Entries taken from a collection:
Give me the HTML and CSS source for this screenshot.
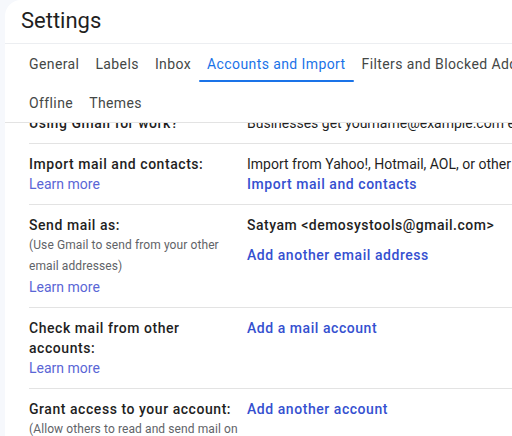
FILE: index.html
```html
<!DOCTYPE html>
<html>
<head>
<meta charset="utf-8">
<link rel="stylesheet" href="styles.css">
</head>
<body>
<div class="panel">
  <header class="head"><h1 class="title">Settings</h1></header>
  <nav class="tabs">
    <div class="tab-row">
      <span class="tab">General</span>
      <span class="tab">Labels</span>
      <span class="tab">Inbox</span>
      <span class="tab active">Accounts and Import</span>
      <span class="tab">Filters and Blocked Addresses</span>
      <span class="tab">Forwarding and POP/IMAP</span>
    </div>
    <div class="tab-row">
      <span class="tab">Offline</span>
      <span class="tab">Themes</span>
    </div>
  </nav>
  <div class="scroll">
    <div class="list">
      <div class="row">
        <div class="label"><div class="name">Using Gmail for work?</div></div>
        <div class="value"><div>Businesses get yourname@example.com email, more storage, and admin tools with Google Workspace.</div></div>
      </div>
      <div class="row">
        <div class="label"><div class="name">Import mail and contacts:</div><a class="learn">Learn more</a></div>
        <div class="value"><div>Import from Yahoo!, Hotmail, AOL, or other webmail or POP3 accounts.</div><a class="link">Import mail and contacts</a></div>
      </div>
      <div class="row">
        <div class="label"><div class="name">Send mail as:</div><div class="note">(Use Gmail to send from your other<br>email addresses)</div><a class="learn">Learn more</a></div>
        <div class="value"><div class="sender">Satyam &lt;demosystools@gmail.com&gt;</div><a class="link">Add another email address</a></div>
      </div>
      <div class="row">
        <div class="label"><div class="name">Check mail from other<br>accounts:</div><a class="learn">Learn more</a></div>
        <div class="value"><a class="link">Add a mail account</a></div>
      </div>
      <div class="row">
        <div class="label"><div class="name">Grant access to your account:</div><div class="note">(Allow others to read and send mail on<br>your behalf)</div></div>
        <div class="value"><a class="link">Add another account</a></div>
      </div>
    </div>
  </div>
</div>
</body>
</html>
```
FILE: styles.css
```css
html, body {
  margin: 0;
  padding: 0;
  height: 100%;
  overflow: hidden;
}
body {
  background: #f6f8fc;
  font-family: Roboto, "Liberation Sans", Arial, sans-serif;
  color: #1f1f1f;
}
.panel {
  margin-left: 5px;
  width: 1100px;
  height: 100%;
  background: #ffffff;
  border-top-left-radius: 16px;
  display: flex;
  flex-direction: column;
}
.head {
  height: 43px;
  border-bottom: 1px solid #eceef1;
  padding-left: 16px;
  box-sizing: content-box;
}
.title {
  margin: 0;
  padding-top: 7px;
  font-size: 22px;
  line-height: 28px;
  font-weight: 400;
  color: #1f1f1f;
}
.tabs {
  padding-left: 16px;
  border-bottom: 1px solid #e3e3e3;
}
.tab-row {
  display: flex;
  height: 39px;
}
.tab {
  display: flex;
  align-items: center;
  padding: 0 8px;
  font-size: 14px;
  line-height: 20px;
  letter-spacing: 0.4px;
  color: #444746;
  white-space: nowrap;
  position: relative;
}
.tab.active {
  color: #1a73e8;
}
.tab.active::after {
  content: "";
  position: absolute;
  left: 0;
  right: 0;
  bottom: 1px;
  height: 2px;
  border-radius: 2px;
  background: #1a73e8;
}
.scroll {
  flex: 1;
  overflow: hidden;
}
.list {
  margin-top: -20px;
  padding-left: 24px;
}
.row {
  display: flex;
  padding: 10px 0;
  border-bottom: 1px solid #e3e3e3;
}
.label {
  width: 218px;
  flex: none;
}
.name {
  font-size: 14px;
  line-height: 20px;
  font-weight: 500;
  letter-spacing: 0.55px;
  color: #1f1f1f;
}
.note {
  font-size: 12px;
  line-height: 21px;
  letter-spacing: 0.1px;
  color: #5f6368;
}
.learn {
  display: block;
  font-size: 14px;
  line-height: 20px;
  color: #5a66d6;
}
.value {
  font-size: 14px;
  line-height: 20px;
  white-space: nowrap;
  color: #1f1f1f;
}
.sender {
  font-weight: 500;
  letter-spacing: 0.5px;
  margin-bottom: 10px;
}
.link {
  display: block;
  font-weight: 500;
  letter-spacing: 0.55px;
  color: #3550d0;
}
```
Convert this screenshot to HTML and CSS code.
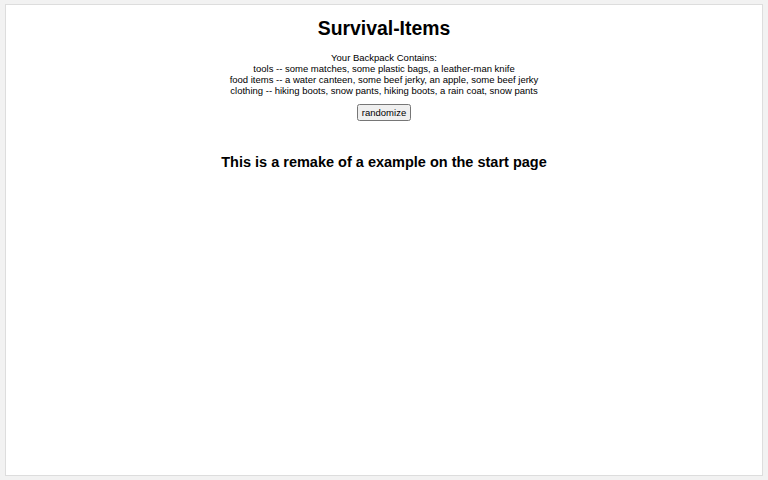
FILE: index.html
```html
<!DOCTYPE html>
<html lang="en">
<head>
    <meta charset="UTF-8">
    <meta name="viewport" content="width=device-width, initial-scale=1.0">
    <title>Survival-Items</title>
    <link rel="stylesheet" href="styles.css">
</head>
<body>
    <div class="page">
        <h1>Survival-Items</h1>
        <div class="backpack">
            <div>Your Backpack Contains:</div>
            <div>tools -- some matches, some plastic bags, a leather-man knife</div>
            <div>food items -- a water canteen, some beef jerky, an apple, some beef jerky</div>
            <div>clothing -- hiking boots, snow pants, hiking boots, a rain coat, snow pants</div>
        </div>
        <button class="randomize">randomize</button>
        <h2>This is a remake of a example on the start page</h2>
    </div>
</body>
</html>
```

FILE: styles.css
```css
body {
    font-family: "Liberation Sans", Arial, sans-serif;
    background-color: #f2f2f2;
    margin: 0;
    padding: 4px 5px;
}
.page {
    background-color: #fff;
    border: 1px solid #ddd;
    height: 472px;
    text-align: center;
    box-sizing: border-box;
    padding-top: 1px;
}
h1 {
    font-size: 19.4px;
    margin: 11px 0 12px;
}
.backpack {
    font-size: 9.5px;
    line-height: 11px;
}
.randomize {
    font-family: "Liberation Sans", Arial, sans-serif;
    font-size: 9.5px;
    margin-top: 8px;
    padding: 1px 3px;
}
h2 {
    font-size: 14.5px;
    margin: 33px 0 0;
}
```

● What to do
Quote precisely the lines of the data from the line containing "Convert this screenshot to HTML and CSS code." through its final line, both included, excluding pictures.

● Written reply
Convert this screenshot to HTML and CSS code.
FILE: index.html
```html
<!DOCTYPE html>
<html lang="en">
<head>
    <meta charset="UTF-8">
    <meta name="viewport" content="width=device-width, initial-scale=1.0">
    <title>Survival-Items</title>
    <link rel="stylesheet" href="styles.css">
</head>
<body>
    <div class="page">
        <h1>Survival-Items</h1>
        <div class="backpack">
            <div>Your Backpack Contains:</div>
            <div>tools -- some matches, some plastic bags, a leather-man knife</div>
            <div>food items -- a water canteen, some beef jerky, an apple, some beef jerky</div>
            <div>clothing -- hiking boots, snow pants, hiking boots, a rain coat, snow pants</div>
        </div>
        <button class="randomize">randomize</button>
        <h2>This is a remake of a example on the start page</h2>
    </div>
</body>
</html>
```

FILE: styles.css
```css
body {
    font-family: "Liberation Sans", Arial, sans-serif;
    background-color: #f2f2f2;
    margin: 0;
    padding: 4px 5px;
}
.page {
    background-color: #fff;
    border: 1px solid #ddd;
    height: 472px;
    text-align: center;
    box-sizing: border-box;
    padding-top: 1px;
}
h1 {
    font-size: 19.4px;
    margin: 11px 0 12px;
}
.backpack {
    font-size: 9.5px;
    line-height: 11px;
}
.randomize {
    font-family: "Liberation Sans", Arial, sans-serif;
    font-size: 9.5px;
    margin-top: 8px;
    padding: 1px 3px;
}
h2 {
    font-size: 14.5px;
    margin: 33px 0 0;
}
```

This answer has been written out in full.